Third-Party Collection Rules

When an HOA hires a collection agency or law firm to pursue unpaid assessments, that third party must comply with the federal Fair Debt Collection Practices Act. The HOA itself is generally exempt when collecting on its own behalf, but the moment it outsources collection, federal rules kick in. Those rules prohibit harassment and misrepresentation, require specific written disclosures, and bar the collector from charging fees not authorized by the governing documents or by law.

How to Challenge an Improper Increase

If you believe your board raised dues without following the CC&Rs or Texas law, you have real options. But the strength of your challenge depends on the specifics, so build your case before picking a fight.

  • Pull the records first. Request the CC&Rs, bylaws, the annual budget, and the minutes from the meeting where the increase was approved. Compare the approved increase against any caps in the CC&Rs. Check whether the meeting was properly noticed and open, and whether any required membership vote used written, signed ballots.
  • Raise the issue in writing. If the documents show a procedural failure, write to the board identifying the specific violation. Be precise: “Section 5.3 of the CC&Rs limits annual increases to 10 percent without a membership vote. The approved increase is 18 percent and no vote was held.” A board that receives a clear, document-backed objection often reverses course without further conflict.
  • Attend the next open meeting. Texas law guarantees your right to observe board meetings. Present your findings during any owner-comment period. Other homeowners may share your concern, and boards are more responsive when they know multiple owners are paying attention.
  • Understand the presumption you’re up against. Texas law presumes that a board’s exercise of discretionary authority over restrictive covenants is reasonable. To overcome that presumption, you’d need to show the board’s action was arbitrary, capricious, or discriminatory. A procedural violation (skipping a required vote, holding a closed meeting) is usually easier to prove than arguing the increase amount itself was unreasonable.7State of Texas. Texas Property Code 202.004 – Enforcement of Restrictive Covenants
  • Explore mediation or alternative dispute resolution. Some associations include ADR provisions in their governing documents. If yours does, pursuing mediation before filing a lawsuit is typically faster and cheaper than litigation. Even where ADR isn’t mandatory, many attorneys recommend it as a first step, and a court may look unfavorably on a party that refused a reasonable ADR offer.
  • Consult a real estate attorney. If the board won’t correct a clear violation, an attorney who handles HOA disputes can evaluate whether the increase is enforceable and advise on next steps. Attorney’s fees in HOA litigation can be significant, so get a realistic cost estimate early. In some cases, the CC&Rs or a court order may allow the prevailing party to recover fees, which can shift the calculus for both sides.

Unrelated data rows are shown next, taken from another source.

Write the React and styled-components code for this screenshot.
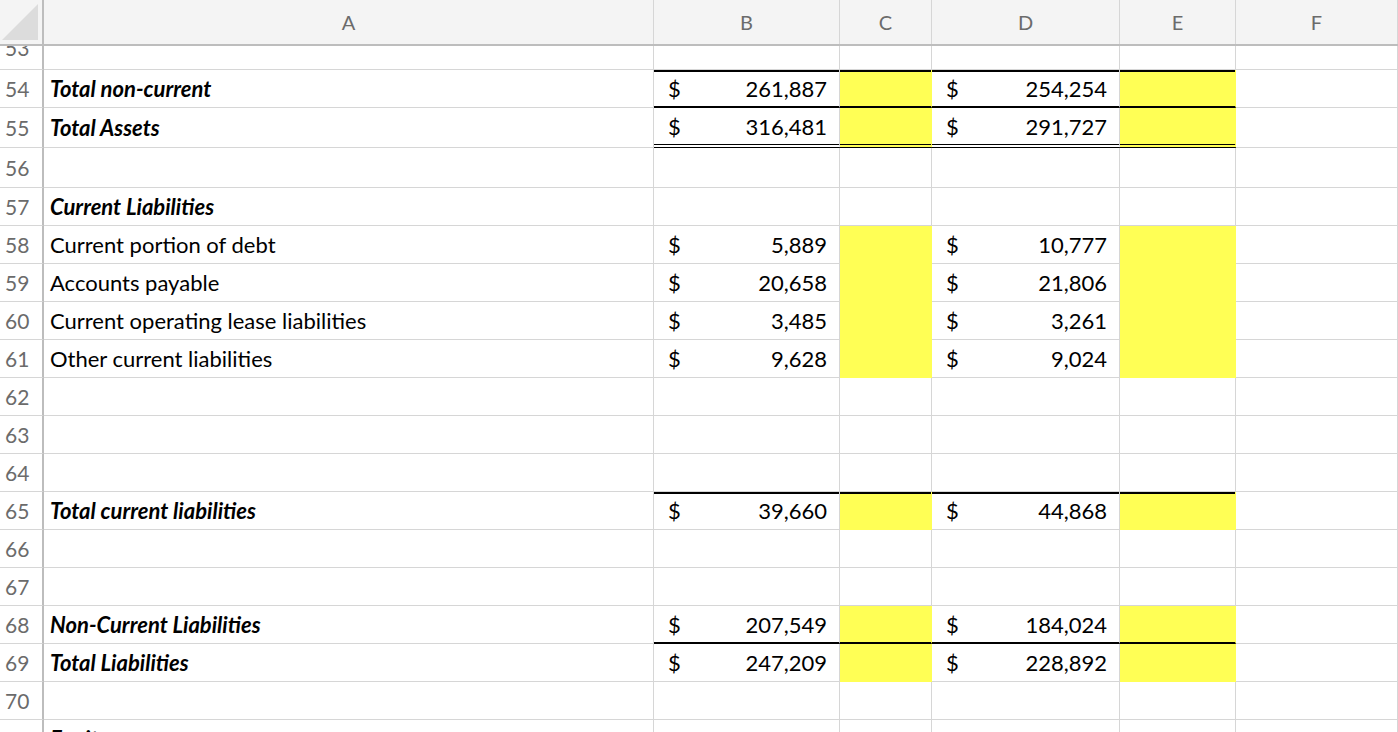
import React from 'react';
import styled, { createGlobalStyle, css } from 'styled-components';

const Global = createGlobalStyle`
  body { margin: 0; background: #fff; overflow: hidden; }
`;

const COLS = '44px 610px 186px 92px 188px 116px 1fr';

const Sheet = styled.div`
  width: 1398px;
  height: 732px;
  overflow: hidden;
  font-family: Lato, "Noto Sans", sans-serif;
`;

const HeaderRow = styled.div`
  display: grid;
  grid-template-columns: ${COLS};
  height: 46px;
  background: #f4f4f4;
  border-bottom: 2px solid #bdbdbd;
  box-sizing: border-box;
`;

const Corner = styled.div`
  position: relative;
  border-right: 2px solid #bdbdbd;
  &::after {
    content: '';
    position: absolute;
    right: 4px;
    bottom: 4px;
    border-style: solid;
    border-width: 0 0 36px 36px;
    border-color: transparent transparent #dcdcdc transparent;
  }
`;

const ColHead = styled.div`
  display: flex;
  align-items: center;
  justify-content: center;
  color: #6b6b6b;
  font-size: 20px;
  border-right: 1px solid #d6d6d6;
`;

const Row = styled.div`
  display: grid;
  grid-template-columns: ${COLS};
  height: ${p => p.$h || 38}px;
`;

const RowNum = styled.div`
  display: flex;
  align-items: center;
  padding-left: 5px;
  color: #6b6b6b;
  font-size: 21px;
  border-right: 2px solid #bdbdbd;
  border-bottom: 1px solid #d6d6d6;
  overflow: hidden;
`;

const ClipNum = styled.span`
  display: block;
  margin-top: -20px;
`;

const Cell = styled.div`
  display: flex;
  align-items: center;
  justify-content: space-between;
  padding: 0 12px 0 6px;
  font-size: 22px;
  color: #000;
  border-right: 1px solid #d6d6d6;
  border-bottom: 1px solid #d6d6d6;
  background: ${p => (p.$fill ? '#ffff55' : '#fff')};
  font-weight: ${p => (p.$bold ? 700 : 400)};
  font-style: ${p => (p.$bold ? 'italic' : 'normal')};
  ${p => p.$fill && css`border-right-color: #ffff55; border-bottom-color: #ffff55;`}
  ${p => p.$top && css`box-shadow: inset 0 2px 0 #000;`}
  ${p => p.$bottom && css`border-bottom: 2px solid #000;`}
  ${p => p.$double && css`border-bottom: 4px double #000;`}
`;

const Money = styled.span`
  &:first-child { padding-left: 8px; }
`;

const rows = [
  { n: 54, label: 'Total non-current', bold: true, b: '261,887', d: '254,254', fill: true, top: true, bottom: true },
  { n: 55, label: 'Total Assets', bold: true, b: '316,481', d: '291,727', fill: true, double: true, h: 40 },
  { n: 56, h: 40 },
  { n: 57, label: 'Current Liabilities', bold: true },
  { n: 58, label: 'Current portion of debt', b: '5,889', d: '10,777', fill: true },
  { n: 59, label: 'Accounts payable', b: '20,658', d: '21,806', fill: true },
  { n: 60, label: 'Current operating lease liabilities', b: '3,485', d: '3,261', fill: true },
  { n: 61, label: 'Other current liabilities', b: '9,628', d: '9,024', fill: true },
  { n: 62 },
  { n: 63 },
  { n: 64 },
  { n: 65, label: 'Total current liabilities', bold: true, b: '39,660', d: '44,868', fill: true, top: true },
  { n: 66 },
  { n: 67 },
  { n: 68, label: 'Non-Current Liabilities', bold: true, b: '207,549', d: '184,024', fill: true, bottom: true },
  { n: 69, label: 'Total Liabilities', bold: true, b: '247,209', d: '228,892', fill: true },
  { n: 70 },
  { n: 71, label: 'Equity', bold: true },
];

function Amount({ value, ...rest }) {
  return (
    <Cell {...rest}>
      {value && <Money>$</Money>}
      {value && <Money>{value}</Money>}
    </Cell>
  );
}

export default function App() {
  return (
    <Sheet>
      <Global />
      <HeaderRow>
        <Corner />
        {['A', 'B', 'C', 'D', 'E', 'F'].map(c => <ColHead key={c}>{c}</ColHead>)}
      </HeaderRow>
      <Row $h={24}>
        <RowNum><ClipNum>53</ClipNum></RowNum>
        <Cell /><Cell /><Cell /><Cell /><Cell /><Cell />
      </Row>
      {rows.map(r => {
        const edge = { $top: r.top, $bottom: r.bottom, $double: r.double };
        return (
          <Row key={r.n} $h={r.h}>
            <RowNum>{r.n}</RowNum>
            <Cell $bold={r.bold}>{r.label}</Cell>
            <Amount value={r.b} {...edge} />
            <Cell $fill={r.fill} {...edge} />
            <Amount value={r.d} {...edge} />
            <Cell $fill={r.fill} {...edge} />
            <Cell />
          </Row>
        );
      })}
    </Sheet>
  );
}
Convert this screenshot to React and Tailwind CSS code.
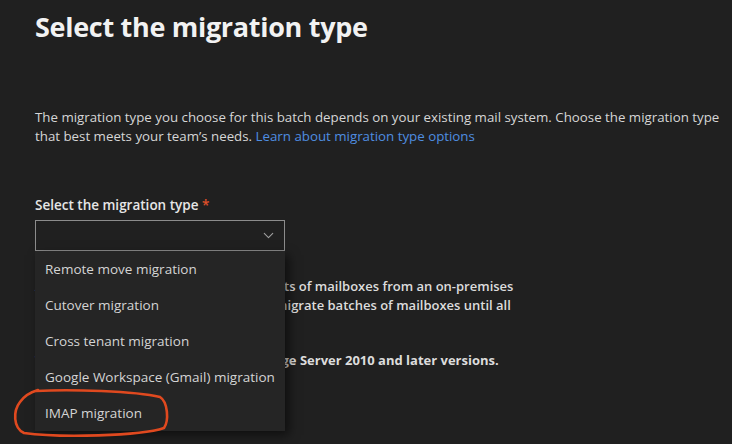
import { ChevronDown } from "lucide-react";

const options = [
  "Remote move migration",
  "Cutover migration",
  "Cross tenant migration",
  "Google Workspace (Gmail) migration",
  "IMAP migration",
];

export default function App() {
  return (
    <div
      className="relative w-[732px] h-[444px] overflow-hidden bg-[#202020] text-[#d6d6d6]"
      style={{ fontFamily: '"Open Sans", "Noto Sans", sans-serif' }}
    >
      <div className="pl-[35px] pr-[10px]">
        {/* Heading */}
        <h1 className="pt-[9px] text-[27px] leading-[36px] font-bold text-[#f2f2f2] tracking-[-0.3px]">
          Select the migration type
        </h1>

        {/* Intro */}
        <p className="mt-[63px] text-[13.3px] leading-[19px] text-[#d6d6d6] whitespace-nowrap">
          The migration type you choose for this batch depends on your existing mail system. Choose the migration type
          <br />
          that best meets your team&rsquo;s needs.{" "}
          <span className="text-[#4f8ee0]">Learn about migration type options</span>
        </p>

        {/* Field */}
        <div className="mt-[49px]">
          <label className="block text-[13.5px] leading-[20px] font-semibold text-[#e6e6e6]">
            Select the migration type <span className="text-[#e0502a]">*</span>
          </label>

          <div className="relative mt-[5px] w-[250px]">
            <div className="h-[31px] border border-[#8c8c8c] flex items-center justify-end pr-[7px]">
              <ChevronDown className="w-[17px] h-[17px] text-[#a0a0a0]" strokeWidth={1.5} />
            </div>

            {/* Dropdown menu */}
            <div className="absolute left-0 top-full z-10 w-[250px] bg-[#252525] shadow-[4px_4px_10px_rgba(0,0,0,0.55)]">
              {options.map((o) => (
                <div key={o} className="h-[36px] flex items-center pl-[10px] text-[13.5px] text-[#d4d4d4]">
                  {o}
                </div>
              ))}
            </div>
          </div>

          {/* Description behind the menu */}
          <div className="mt-[26px] w-[500px] text-[13px] leading-[19px] text-[#dcdcdc]">
            <p className="font-semibold whitespace-nowrap">
              A staged migration lets you move subsets of mailboxes from an on-premises
              <br />
              Exchange organizations; later you can migrate batches of mailboxes until all
            </p>
            <p className="mt-[36px] font-bold whitespace-nowrap">
              This migration type is used for Exchange Server 2010 and later versions.
            </p>
          </div>
        </div>
      </div>

      {/* Annotation circle */}
      <svg className="absolute left-0 top-0 z-20 pointer-events-none" width="732" height="444">
        <path
          d="M36 391 C 70 389, 135 391, 160 397 C 168 402, 169 421, 164 428 C 140 436, 60 438, 24 433 C 13 428, 13 411, 20 402 C 25 395, 31 392, 38 390"
          fill="none"
          stroke="#e0491f"
          strokeWidth="2.6"
          strokeLinecap="round"
        />
      </svg>
    </div>
  );
}
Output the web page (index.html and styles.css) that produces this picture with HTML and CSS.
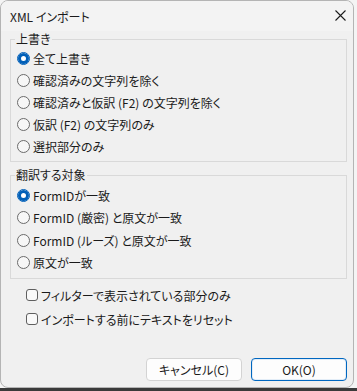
FILE: index.html
```html
<!DOCTYPE html>
<html lang="ja">
<head>
<meta charset="UTF-8">
<title>XML インポート</title>
<link rel="stylesheet" href="styles.css">
</head>
<body>
<div class="win">
    <div class="tb">
        <span class="tt">XML インポート</span>
        <svg class="cx" width="11" height="11" viewBox="0 0 11 11"><path d="M.5 .5l10 10M10.5 .5l-10 10" stroke="#1b1b1b" stroke-width="1.1" fill="none"/></svg>
    </div>

    <fieldset class="g g1">
        <legend>上書き</legend>
        <div class="r"><span class="rb on"></span>全て上書き</div>
        <div class="r"><span class="rb"></span>確認済みの文字列を除く</div>
        <div class="r"><span class="rb"></span>確認済みと仮訳 (F2) の文字列を除く</div>
        <div class="r"><span class="rb"></span>仮訳 (F2) の文字列のみ</div>
        <div class="r"><span class="rb"></span>選択部分のみ</div>
    </fieldset>

    <fieldset class="g g2">
        <legend>翻訳する対象</legend>
        <div class="r"><span class="rb on"></span>FormIDが一致</div>
        <div class="r"><span class="rb"></span>FormID (厳密) と原文が一致</div>
        <div class="r"><span class="rb"></span>FormID (ルーズ) と原文が一致</div>
        <div class="r"><span class="rb"></span>原文が一致</div>
    </fieldset>

    <div class="cks">
        <div class="ck"><span class="cb"></span>フィルターで表示されている部分のみ</div>
        <div class="ck"><span class="cb"></span>インポートする前にテキストをリセット</div>
    </div>

    <div class="ft">
        <button class="bt">キャンセル(C)</button>
        <button class="bt def">OK(O)</button>
    </div>
</div>
</body>
</html>
```

FILE: styles.css
```css
*{margin:0;padding:0;box-sizing:border-box}
body{background:linear-gradient(180deg,#f4f4f4 388px,#3a3a3a 388px);width:357px;height:391px;overflow:hidden;font-family:"Noto Sans CJK JP","Noto Sans",sans-serif;font-size:12px;color:#1a1a1a;font-feature-settings:"palt"}

/* window */
.win{width:354px;height:388px;background:#f0f0f0;border:1px solid #b4b4b4;border-radius:8px;display:flex;flex-direction:column;overflow:hidden}
.tb{height:30px;flex:none;display:flex;align-items:center;justify-content:space-between;padding:0 7px 0 9px;background:#f3f3f3}
.tt{font-size:12px;line-height:16px;padding-top:1px}
.cx{display:block;margin-top:-1px}

/* group boxes */
.g{border:1px solid #d9d9d9;margin:0 6px 0 9px;padding:0 0 4px 4px;min-width:0}
.g legend{padding:0 1px;line-height:16px;font-size:12px}
.g2{margin-top:5px;padding-top:1px}
.r{display:flex;align-items:center;height:22px;padding-left:2px;white-space:nowrap}
.g2 .r{height:22.5px}
.rb{width:13px;height:13px;flex:none;border-radius:50%;border:1px solid #6b6b6b;background:#f7f7f7;margin-right:3px}
.rb.on{border-color:#005fb8;background:#fff;box-shadow:inset 0 0 0 3px #005fb8}

/* checkboxes */
.cks{margin:4px 0 0 25px}
.ck{display:flex;align-items:center;height:24px;white-space:nowrap}
.cb{width:12px;height:12px;flex:none;border:1px solid #5f5f5f;border-radius:3px;background:#f9f9f9;margin-right:3px}

/* buttons */
.ft{margin-top:auto;display:flex;justify-content:flex-end;gap:9px;padding:0 6px 6px 0}
.bt{width:96px;height:23px;font:inherit;font-size:12px;color:#1a1a1a;background:#fdfdfd;border:1px solid #d3d3d3;border-radius:4px}
.bt.def{border-color:#0067c0;box-shadow:inset 0 0 0 1px #e3edf7}
```
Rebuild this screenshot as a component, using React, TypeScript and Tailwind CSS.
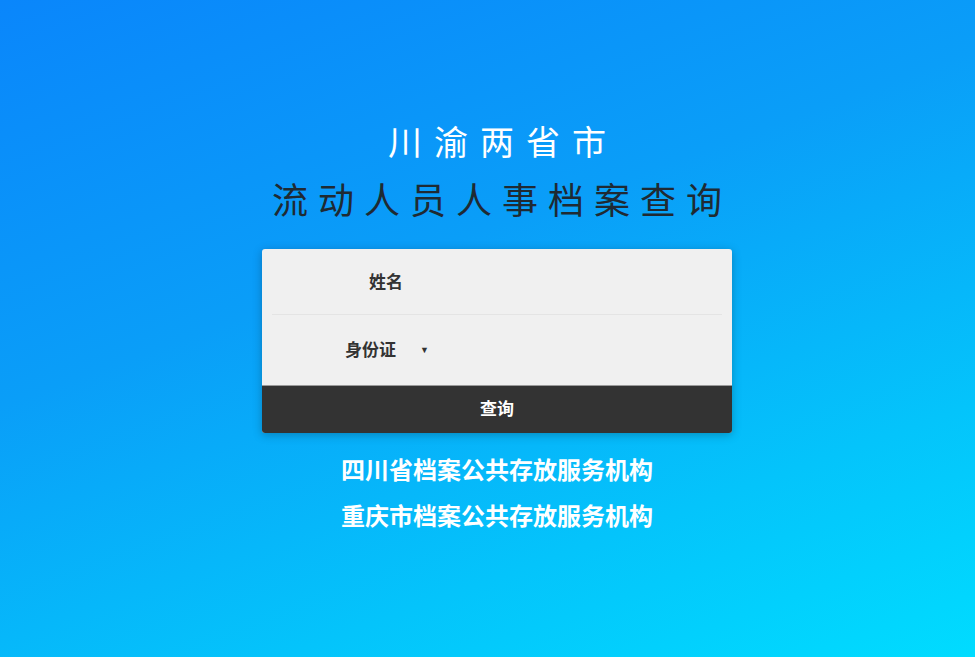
const App = () => {
  return (
    <div className="min-h-[657px] w-full bg-[linear-gradient(160deg,#0a86fb_0%,#0a9ef8_40%,#04c4fb_75%,#00dcff_100%)] font-['Liberation_Sans','Noto_Sans_CJK_SC',sans-serif]">
      <div className="flex flex-col items-center pt-[120px] pl-[19px]">
        {/* Title */}
        <h1 className="text-[34px] leading-[46px] font-normal tracking-[12px] pl-[12px] text-white">川渝两省市</h1>
        <h2 className="mt-[13px] text-[36px] leading-[46px] font-normal tracking-[10px] pl-[10px] text-[#1f2a33]">流动人员人事档案查询</h2>

        {/* Form card */}
        <div className="mt-[24px] w-[470px] rounded-[3px] bg-[#f0f0f0] shadow-[0_2px_10px_rgba(0,0,0,0.25)] overflow-hidden">
          <div className="px-[10px]">
            <div className="flex items-center h-[66px] pt-[2px] border-b border-[#e4e4e4]">
              <label className="w-[131px] text-right text-[17px] font-bold text-[#333]">姓名</label>
              <input className="flex-1 ml-4 bg-transparent outline-none text-[16px]" />
            </div>
            <div className="flex items-center h-[70px] pt-[2px]">
              <label className="w-[124px] text-right text-[17px] font-bold text-[#333]">身份证</label>
              <span className="ml-[24px] text-[9px] text-[#333]">▼</span>
              <input className="flex-1 ml-4 bg-transparent outline-none text-[16px]" />
            </div>
          </div>
          <button className="block w-full h-[48px] bg-[#333] border-t border-[#9a9a9a] text-white text-[17px] font-bold">查询</button>
        </div>

        {/* Links */}
        <div className="mt-[25px] flex flex-col items-center gap-[20px] text-white text-[24px] leading-[26px] font-bold">
          <a href="#">四川省档案公共存放服务机构</a>
          <a href="#">重庆市档案公共存放服务机构</a>
        </div>
      </div>
    </div>
  );
};

export default App;
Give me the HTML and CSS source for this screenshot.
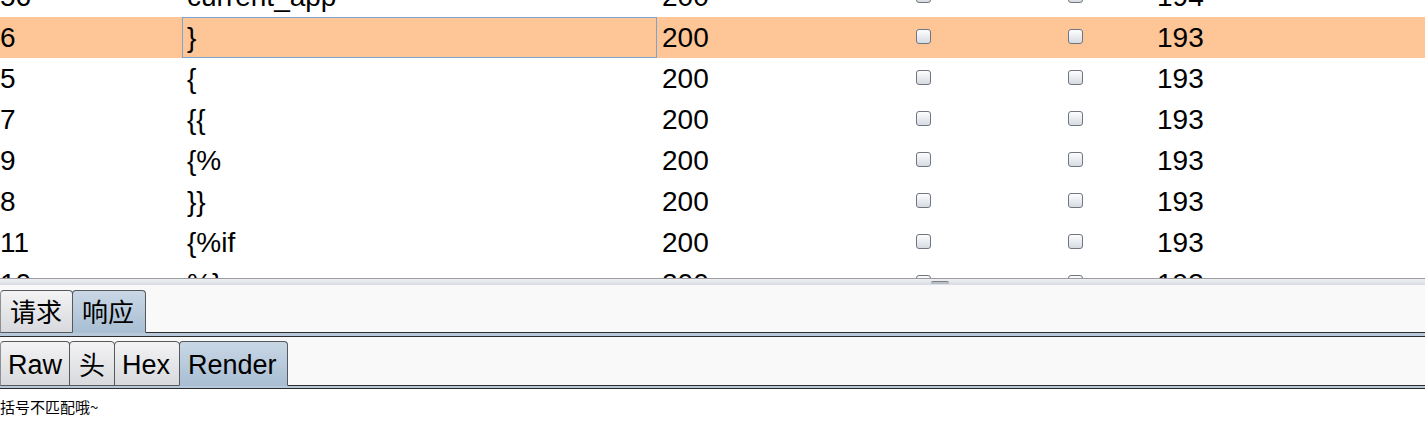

Protections for Active-Duty Military

If you’re on active duty, the federal Servicemembers Civil Relief Act caps interest at 6 percent per year on debts you incurred before entering active service. That cap applies to all types of pre-service financial obligations, including HOA assessments. The HOA must forgive any interest or fees above that rate retroactively and reduce your payments accordingly. To claim the benefit, send written notice along with a copy of your military orders to the association no later than 180 days after your service ends.8United States Department of Justice. Your Rights as a Servicemember: 6% Interest Rate Cap for Servicemembers on Pre-service Debts The protection extends to joint debts where both you and your spouse are named on the account, but it does not cover debts in your spouse’s name alone.